• What the exercise asks: Below are records; work out how many of their lines hold the string "components" and give that number alone.

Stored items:
· · ·

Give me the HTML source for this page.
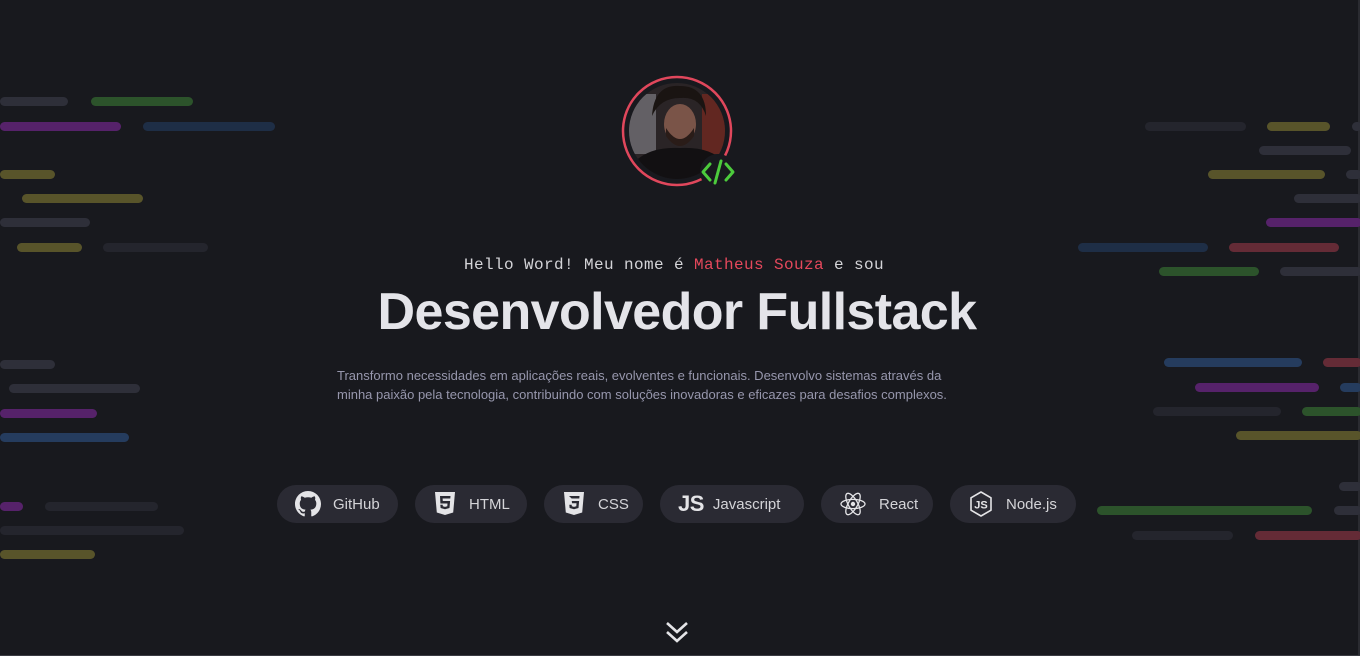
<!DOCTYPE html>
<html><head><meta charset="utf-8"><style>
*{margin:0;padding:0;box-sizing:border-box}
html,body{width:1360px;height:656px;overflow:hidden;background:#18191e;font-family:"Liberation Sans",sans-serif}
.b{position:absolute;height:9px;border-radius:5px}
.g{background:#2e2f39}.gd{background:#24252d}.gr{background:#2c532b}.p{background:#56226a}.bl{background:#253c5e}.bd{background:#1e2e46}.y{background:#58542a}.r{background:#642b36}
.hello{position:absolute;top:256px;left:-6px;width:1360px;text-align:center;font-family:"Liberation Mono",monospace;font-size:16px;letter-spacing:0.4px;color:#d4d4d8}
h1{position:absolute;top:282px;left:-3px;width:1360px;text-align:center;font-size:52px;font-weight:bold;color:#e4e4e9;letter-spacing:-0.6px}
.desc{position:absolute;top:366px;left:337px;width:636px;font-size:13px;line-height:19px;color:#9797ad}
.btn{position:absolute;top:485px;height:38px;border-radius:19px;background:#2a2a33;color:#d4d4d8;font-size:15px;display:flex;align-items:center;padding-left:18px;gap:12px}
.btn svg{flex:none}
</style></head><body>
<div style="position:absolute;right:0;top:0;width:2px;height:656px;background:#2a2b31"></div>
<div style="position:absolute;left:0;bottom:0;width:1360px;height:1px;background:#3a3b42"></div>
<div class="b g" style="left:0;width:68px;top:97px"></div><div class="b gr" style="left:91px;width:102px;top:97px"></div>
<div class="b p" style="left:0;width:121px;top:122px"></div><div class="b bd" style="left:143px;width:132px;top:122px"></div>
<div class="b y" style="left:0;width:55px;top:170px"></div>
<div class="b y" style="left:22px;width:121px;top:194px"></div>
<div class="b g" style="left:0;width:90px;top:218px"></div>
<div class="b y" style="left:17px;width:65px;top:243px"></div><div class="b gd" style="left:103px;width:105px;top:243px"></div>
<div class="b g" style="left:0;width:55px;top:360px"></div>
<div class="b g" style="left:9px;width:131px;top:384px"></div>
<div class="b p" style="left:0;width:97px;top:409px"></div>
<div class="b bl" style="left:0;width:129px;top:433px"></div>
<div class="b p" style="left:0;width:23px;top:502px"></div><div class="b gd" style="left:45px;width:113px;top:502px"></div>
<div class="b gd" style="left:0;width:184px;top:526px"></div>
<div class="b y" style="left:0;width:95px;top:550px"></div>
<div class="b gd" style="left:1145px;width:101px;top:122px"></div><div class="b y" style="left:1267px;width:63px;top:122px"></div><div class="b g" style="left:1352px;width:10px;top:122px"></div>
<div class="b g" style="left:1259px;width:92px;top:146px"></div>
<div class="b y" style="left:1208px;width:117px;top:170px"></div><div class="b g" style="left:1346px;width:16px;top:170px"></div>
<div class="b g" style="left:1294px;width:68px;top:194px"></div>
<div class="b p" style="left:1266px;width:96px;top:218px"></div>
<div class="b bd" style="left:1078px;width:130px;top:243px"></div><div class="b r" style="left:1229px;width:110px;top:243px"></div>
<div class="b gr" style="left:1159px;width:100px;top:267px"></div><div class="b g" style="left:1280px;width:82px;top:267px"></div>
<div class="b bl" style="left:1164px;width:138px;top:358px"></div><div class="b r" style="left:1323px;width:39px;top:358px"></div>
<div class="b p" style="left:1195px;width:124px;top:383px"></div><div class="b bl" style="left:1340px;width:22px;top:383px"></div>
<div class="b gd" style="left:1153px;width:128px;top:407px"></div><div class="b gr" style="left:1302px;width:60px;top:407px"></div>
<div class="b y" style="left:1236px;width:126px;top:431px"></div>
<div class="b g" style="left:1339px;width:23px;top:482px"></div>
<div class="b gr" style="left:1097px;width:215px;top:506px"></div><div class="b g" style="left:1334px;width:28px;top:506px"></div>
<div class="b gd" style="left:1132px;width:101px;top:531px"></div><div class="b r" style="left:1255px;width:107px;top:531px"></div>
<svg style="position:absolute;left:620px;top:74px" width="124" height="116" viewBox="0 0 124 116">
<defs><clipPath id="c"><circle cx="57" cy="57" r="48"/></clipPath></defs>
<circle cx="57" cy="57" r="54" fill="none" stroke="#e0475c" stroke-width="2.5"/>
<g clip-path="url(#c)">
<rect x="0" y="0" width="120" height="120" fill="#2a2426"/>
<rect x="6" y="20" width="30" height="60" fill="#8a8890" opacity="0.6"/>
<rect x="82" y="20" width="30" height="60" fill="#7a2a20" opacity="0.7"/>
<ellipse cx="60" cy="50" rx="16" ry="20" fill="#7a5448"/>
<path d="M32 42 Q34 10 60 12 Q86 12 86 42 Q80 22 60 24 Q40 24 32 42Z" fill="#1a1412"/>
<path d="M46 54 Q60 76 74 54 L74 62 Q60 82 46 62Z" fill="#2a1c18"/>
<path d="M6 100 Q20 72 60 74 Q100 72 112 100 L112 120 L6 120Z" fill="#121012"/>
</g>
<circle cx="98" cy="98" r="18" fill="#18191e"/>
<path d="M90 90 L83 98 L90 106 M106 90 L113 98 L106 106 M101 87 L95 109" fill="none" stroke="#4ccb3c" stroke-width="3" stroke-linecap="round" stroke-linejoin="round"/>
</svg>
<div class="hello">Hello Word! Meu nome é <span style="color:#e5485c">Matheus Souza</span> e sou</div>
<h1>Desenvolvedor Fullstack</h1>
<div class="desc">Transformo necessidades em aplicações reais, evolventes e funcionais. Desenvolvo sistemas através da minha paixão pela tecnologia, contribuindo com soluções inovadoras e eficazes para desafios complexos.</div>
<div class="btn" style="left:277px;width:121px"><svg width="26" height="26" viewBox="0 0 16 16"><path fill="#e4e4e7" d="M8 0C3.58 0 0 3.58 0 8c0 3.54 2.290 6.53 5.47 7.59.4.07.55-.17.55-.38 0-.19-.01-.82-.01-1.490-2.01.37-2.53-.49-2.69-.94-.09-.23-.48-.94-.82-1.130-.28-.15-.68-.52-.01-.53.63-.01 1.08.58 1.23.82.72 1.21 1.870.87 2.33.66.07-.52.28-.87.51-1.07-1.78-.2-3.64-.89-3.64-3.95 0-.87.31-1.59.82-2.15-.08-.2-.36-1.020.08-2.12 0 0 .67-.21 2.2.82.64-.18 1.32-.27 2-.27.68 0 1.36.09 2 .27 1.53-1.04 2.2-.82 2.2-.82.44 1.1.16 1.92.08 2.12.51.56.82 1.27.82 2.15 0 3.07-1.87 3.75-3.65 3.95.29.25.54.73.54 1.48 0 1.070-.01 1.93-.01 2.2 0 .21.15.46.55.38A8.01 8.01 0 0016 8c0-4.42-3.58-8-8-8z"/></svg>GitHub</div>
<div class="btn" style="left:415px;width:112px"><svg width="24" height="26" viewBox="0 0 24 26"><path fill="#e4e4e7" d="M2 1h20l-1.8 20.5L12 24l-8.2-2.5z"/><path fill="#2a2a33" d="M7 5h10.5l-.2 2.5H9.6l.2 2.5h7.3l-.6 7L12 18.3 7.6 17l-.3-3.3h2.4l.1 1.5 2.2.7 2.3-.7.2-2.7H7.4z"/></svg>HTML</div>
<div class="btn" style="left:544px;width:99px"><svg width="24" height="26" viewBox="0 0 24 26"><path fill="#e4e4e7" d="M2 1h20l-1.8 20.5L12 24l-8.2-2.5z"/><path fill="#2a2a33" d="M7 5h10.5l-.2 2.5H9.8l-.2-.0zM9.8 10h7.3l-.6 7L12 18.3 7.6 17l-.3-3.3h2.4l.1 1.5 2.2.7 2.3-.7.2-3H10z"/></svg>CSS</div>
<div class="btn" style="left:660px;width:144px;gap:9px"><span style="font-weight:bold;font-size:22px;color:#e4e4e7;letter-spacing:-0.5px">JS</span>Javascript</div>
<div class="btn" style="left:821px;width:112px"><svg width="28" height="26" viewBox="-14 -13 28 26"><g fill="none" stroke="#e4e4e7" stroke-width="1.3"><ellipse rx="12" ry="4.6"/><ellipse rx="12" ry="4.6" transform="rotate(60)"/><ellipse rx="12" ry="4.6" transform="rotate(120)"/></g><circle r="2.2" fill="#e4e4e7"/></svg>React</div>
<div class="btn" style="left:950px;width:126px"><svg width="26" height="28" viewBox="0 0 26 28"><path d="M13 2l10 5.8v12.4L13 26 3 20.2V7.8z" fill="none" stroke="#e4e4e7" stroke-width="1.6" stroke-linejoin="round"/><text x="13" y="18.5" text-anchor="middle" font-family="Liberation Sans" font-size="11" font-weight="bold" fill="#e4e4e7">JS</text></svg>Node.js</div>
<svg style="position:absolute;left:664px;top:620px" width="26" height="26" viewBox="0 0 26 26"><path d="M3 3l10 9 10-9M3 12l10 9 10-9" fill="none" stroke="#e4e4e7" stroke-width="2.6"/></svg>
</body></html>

· · ·

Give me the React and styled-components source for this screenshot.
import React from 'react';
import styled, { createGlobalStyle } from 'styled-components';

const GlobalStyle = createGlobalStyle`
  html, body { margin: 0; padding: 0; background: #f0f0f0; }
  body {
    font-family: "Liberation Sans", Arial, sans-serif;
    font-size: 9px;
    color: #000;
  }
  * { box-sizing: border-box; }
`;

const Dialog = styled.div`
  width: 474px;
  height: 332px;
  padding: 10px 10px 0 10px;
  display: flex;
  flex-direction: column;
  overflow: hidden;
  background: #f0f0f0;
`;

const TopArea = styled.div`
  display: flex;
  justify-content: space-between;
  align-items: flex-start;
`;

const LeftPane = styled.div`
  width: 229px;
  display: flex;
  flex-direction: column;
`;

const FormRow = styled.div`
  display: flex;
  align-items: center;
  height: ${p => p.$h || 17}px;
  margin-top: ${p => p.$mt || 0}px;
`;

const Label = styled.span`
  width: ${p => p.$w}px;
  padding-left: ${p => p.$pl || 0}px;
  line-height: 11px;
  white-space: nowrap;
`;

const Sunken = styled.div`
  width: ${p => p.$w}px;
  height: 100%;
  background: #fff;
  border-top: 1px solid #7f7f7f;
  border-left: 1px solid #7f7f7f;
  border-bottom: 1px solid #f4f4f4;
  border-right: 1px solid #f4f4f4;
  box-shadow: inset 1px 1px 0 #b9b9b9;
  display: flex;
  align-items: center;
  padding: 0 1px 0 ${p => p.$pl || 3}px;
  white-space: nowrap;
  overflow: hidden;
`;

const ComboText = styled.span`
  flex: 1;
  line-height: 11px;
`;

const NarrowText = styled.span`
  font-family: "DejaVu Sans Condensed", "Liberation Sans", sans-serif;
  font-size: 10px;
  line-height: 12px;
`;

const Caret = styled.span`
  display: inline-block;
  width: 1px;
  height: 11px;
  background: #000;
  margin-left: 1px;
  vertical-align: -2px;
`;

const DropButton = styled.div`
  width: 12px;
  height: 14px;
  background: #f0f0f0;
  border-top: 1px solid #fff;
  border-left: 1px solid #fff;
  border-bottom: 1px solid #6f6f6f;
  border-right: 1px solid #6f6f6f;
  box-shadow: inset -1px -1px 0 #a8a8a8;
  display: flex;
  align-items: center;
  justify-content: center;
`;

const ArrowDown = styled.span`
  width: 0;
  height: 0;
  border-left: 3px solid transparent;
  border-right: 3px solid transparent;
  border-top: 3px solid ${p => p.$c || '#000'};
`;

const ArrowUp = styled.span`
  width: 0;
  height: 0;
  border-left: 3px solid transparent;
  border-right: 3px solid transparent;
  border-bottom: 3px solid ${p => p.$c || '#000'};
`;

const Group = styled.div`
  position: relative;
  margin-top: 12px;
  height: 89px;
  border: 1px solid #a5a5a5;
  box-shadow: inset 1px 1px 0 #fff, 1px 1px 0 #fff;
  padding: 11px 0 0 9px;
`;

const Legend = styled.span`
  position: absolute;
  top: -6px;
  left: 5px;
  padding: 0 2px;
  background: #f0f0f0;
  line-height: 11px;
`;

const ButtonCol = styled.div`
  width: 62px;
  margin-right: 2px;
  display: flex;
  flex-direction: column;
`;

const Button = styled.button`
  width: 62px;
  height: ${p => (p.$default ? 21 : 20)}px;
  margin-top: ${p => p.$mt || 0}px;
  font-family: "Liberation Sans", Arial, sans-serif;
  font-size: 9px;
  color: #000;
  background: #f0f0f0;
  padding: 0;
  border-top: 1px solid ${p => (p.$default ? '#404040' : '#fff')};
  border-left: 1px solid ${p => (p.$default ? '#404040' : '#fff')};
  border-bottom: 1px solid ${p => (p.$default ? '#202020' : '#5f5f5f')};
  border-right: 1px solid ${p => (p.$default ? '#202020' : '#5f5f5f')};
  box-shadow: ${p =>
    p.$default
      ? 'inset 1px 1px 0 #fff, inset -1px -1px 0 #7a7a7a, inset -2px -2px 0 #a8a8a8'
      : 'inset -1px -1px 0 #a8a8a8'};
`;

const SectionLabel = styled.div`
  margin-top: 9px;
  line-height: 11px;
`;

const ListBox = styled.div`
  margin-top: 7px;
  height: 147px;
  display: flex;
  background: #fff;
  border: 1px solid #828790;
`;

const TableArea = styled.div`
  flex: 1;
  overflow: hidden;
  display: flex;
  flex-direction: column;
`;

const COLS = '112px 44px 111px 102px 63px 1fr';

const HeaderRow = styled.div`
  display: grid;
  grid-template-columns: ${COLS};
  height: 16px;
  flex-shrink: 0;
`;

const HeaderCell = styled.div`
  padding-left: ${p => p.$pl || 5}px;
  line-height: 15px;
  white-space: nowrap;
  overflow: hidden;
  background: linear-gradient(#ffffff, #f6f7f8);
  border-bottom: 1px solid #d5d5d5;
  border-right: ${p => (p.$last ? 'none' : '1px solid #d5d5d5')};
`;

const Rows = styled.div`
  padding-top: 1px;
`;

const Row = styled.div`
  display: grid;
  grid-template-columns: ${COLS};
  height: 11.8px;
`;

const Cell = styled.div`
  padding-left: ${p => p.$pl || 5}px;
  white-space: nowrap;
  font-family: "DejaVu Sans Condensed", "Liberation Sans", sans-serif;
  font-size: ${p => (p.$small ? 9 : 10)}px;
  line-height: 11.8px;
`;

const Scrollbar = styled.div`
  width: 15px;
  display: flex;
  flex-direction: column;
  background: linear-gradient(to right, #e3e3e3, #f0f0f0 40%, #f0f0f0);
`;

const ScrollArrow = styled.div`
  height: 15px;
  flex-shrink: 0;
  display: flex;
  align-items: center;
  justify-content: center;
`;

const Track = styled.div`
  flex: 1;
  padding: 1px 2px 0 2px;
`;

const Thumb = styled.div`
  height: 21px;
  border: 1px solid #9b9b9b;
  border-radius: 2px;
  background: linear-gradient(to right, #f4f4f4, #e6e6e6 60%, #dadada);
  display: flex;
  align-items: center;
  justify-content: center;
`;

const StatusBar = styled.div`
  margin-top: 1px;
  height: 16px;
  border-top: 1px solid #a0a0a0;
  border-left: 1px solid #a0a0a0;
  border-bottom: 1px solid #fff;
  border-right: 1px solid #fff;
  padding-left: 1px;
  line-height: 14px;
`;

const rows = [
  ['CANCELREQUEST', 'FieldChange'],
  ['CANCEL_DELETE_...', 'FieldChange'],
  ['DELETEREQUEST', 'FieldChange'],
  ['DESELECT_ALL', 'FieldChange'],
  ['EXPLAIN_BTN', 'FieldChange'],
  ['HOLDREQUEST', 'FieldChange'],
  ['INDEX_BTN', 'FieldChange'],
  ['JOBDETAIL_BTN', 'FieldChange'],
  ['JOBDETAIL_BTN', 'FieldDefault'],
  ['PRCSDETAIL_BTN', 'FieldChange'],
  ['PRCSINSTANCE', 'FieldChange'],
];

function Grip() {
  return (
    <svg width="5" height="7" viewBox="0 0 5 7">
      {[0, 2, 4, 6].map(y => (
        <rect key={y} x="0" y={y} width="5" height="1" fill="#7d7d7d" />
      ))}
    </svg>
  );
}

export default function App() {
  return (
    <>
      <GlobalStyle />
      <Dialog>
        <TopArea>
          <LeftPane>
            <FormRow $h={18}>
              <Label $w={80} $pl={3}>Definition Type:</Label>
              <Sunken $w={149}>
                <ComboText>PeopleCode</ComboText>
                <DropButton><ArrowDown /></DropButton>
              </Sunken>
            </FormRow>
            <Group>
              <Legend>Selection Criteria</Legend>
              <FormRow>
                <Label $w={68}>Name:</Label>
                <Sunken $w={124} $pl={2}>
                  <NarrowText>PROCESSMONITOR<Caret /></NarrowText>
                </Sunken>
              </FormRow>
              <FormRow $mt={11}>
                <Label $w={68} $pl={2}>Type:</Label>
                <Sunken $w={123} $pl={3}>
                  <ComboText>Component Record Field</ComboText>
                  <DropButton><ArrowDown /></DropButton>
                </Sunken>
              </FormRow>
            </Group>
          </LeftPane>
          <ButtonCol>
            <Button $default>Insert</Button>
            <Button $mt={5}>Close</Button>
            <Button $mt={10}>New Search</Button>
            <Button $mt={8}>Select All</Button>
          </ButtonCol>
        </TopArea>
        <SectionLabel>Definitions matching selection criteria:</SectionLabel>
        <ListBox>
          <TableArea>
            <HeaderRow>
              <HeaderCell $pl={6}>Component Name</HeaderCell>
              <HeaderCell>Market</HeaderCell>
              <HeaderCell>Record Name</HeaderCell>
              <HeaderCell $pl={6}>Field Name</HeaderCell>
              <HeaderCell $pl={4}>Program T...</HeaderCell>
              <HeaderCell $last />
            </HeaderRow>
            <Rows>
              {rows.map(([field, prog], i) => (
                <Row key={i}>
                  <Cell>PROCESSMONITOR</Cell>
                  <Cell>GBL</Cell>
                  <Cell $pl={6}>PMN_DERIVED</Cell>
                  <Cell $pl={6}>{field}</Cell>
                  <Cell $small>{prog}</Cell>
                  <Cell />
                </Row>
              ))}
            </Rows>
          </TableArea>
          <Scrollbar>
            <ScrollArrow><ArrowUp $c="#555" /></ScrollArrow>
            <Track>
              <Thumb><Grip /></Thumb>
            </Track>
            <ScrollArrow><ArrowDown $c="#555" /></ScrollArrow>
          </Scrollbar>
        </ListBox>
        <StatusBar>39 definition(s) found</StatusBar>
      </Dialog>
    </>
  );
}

· · ·

• Output below: 2